Alors, ce Asylum Agenda, une bombe made in England, une féerie pour les sens ? Euhhh, oui mais non, doucement, on s’emballe, un peu de sang-froid, tout va trop vite entre nous. Car si l’album a bien « quelque chose », on est assez loin de tout ça. N’allons pas nous imaginer des productions follement imaginatives, par exemple, parce qu’on s’exposerait à une cruelle déception. On a le plus souvent affaire à d’honnêtes instrumentaux, variés sûrement, de quoi servir de support aux rappeurs, pas de quoi se lever la nuit.
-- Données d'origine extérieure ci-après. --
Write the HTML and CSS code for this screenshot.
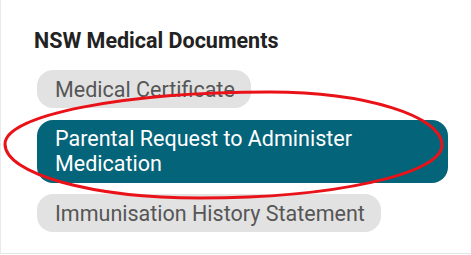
FILE: index.html
```html
<!DOCTYPE html>
<html>
<head>
<meta charset="utf-8">
<link rel="stylesheet" href="styles.css">
</head>
<body>
<div class="card">
  <h2 class="title">NSW Medical Documents</h2>
  <div class="chips">
    <span class="chip">Medical Certificate</span>
    <span class="chip chip-active">Parental Request to Administer Medication</span>
    <span class="chip">Immunisation History Statement</span>
  </div>
</div>
<svg class="annot" width="471" height="255" viewBox="0 0 471 255">
  <path d="M5 144 C5 115 124 92 270 92 C365 92 442 116 442 145 C442 174 334 198 200 198 C92 198 5 174 5 144 Z" fill="none" stroke="#ea1219" stroke-width="3"/>
</svg>
</body>
</html>
```
FILE: styles.css
```css
html, body {
  margin: 0;
  padding: 0;
  background: #fff;
}
body {
  font-family: Roboto, "Liberation Sans", Arial, sans-serif;
  width: 471px;
  height: 255px;
  overflow: hidden;
  position: relative;
}
.card {
  box-sizing: border-box;
  width: 471px;
  height: 254px;
  border-left: 1px solid #e9e9e9;
  border-bottom: 1px solid #e6e6e6;
  padding: 29px 0 0 33px;
}
.title {
  margin: 0;
  font-size: 21.5px;
  line-height: 24px;
  font-weight: 700;
  color: #222;
}
.chips {
  margin: 17px 0 0 3px;
  width: 411px;
  display: flex;
  flex-direction: column;
  align-items: flex-start;
  gap: 11.5px;
}
.chip {
  box-sizing: border-box;
  max-width: 100%;
  background: #e2e2e2;
  color: #565656;
  font-size: 21.5px;
  line-height: 25px;
  padding: 6.5px 16px 6.5px 18px;
  border-radius: 16px;
}
.chip-active {
  background: #03647a;
  color: #fff;
}
.annot {
  position: absolute;
  left: 0;
  top: 0;
  pointer-events: none;
}
```
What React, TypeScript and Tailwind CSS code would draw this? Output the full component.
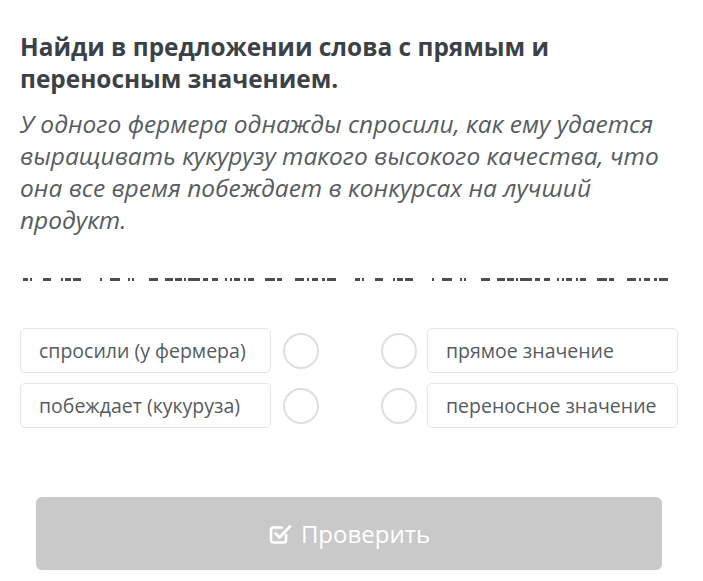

Quant à l’absence de faute de goût, faudrait voir à pas pousser. En témoigne la très douteuse série (où à chaque fois, Dag Nabbit a laissé sa place à d’autres) qui mène du sirupeux « 2nd Hand Contraband » à l’énervant « Bollocks », frayant une voie « électro » qui laisse pour le moins perplexe : écouter ça en musique de fond pendant une partie de Playstation un peu agressive, c’est un coup à finir aux urgences. Ce sont les affres habituelles du crossover entre dance-hall, nu soul et tout le bazar : tout ça est un peu trop formaté pour plaire, et ça se sent, et c’est désagréable. On se demande d’ailleurs si le DJ et le beatboxer participent aux enregistrements en studio, parce que le premier est trop discret et le second carrément inaudible (à moins qu’il n’imite vraiment bien les boîtes à rythmes), laissant le champ libre à un abus caractérisé de refrains faciles.
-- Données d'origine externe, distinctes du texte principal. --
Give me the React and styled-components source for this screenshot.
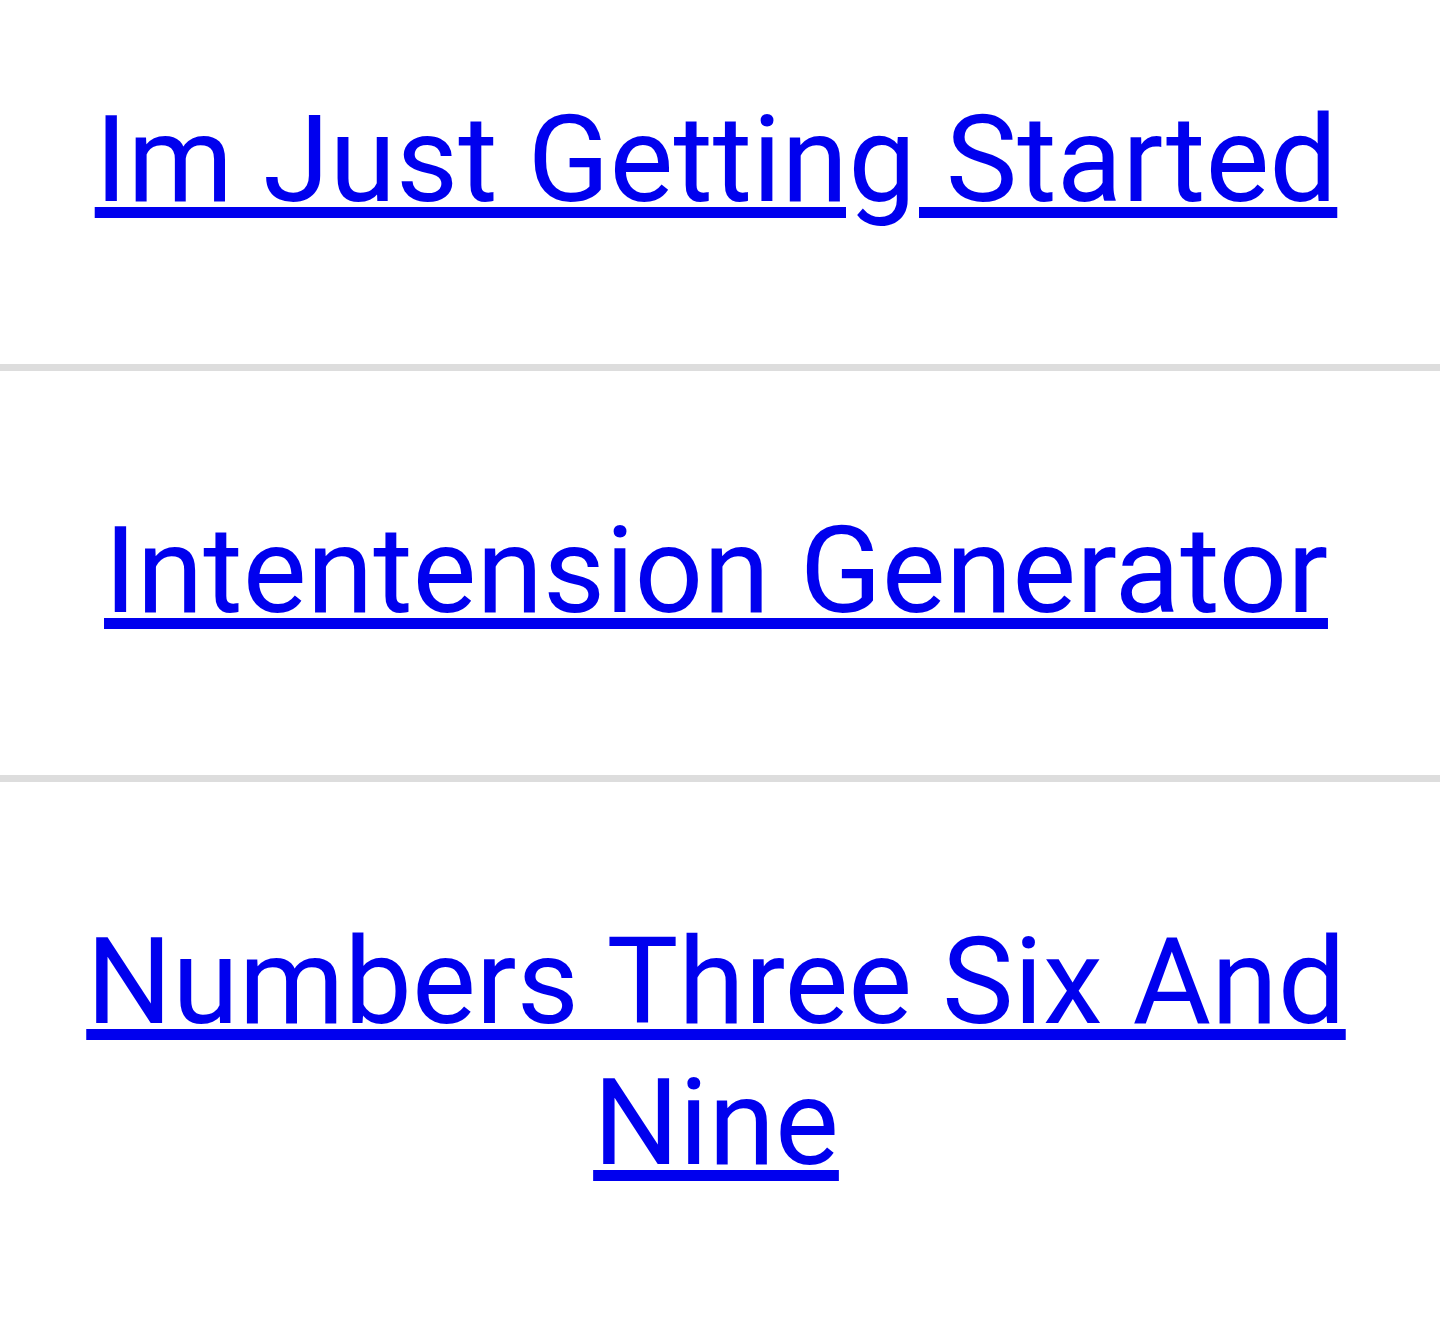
import React from 'react';
import styled, { createGlobalStyle } from 'styled-components';

const GlobalStyle = createGlobalStyle`
  html, body {
    margin: 0;
    padding: 0;
    background: #ffffff;
  }
  body {
    font-family: Roboto, "Liberation Sans", Arial, sans-serif;
  }
`;

const List = styled.ul`
  list-style: none;
  margin: 0;
  padding: 0;
  min-height: 1317px;
`;

const Item = styled.li`
  padding: ${props => (props.first ? '89px' : '129px')} 8px 134px 0;
  border-bottom: ${props => (props.last ? 'none' : '7px solid #dddddd')};
  text-align: center;
  font-size: 120.5px;
  line-height: normal;
`;

const Link = styled.a`
  color: #0000ee;
  text-decoration: underline;
  text-decoration-thickness: 11px;
  text-underline-offset: 6px;
`;

const posts = [
  'Im Just Getting Started',
  'Intentension Generator',
  'Numbers Three Six And Nine',
];

const App = () => {
  return (
    <>
      <GlobalStyle />
      <List>
        {posts.map((title, i) => (
          <Item key={title} first={i === 0} last={i === posts.length - 1}>
            <Link href="#">{title}</Link>
          </Item>
        ))}
      </List>
    </>
  );
};

export default App;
D’où vient donc l’aspect plaisant de Asylum Agenda ? La longue brochette d’invités (des français se cachent parmi eux, sauras-tu les trouver ?) pourraient faire redouter que les deux piliers vocaux du groupe ne sont pas à la hauteur et ont besoin de renforts pour tenir la barre. C’est tout le contraire. D’une technique parfois impressionnante, l’aisance microphonique de Metropolis et de son Orifice préféré est le fil conducteur de cet album. Même quand les productions sont d’un faible intérêt, voire insipides (« Let Go », entrée en matière décevante avec Wildchild), les deux rappeurs les transcendent avec une indéniable efficacité, particulièrement quand ils dévalent le beat à toute vitesse, avec cet accent inimitable qui faisait le charme de leurs ancêtres de Gunshot, les bien nommés Alkaline et Mercury. C’est le cas sur « Hold On », qui débute la (très) bonne série de morceaux de l’album, de plus en plus efficace au fur et à mesure des écoutes. On goûte alors avec plaisir les essais mieux contrôlés de la dernière partie de l’album, comme l’influence jazz rugueuse et futuriste de « Astroscience », ou tout simplement le bon vieux boom-bap qui fait son apparition à plusieurs reprises. Bref, tout cela est un peu inégal, mais donne fortement envie d’aller découvrir les premiers morceaux du groupe (probablement moins « calculés ») et surtout la performance des MC’s sur scène.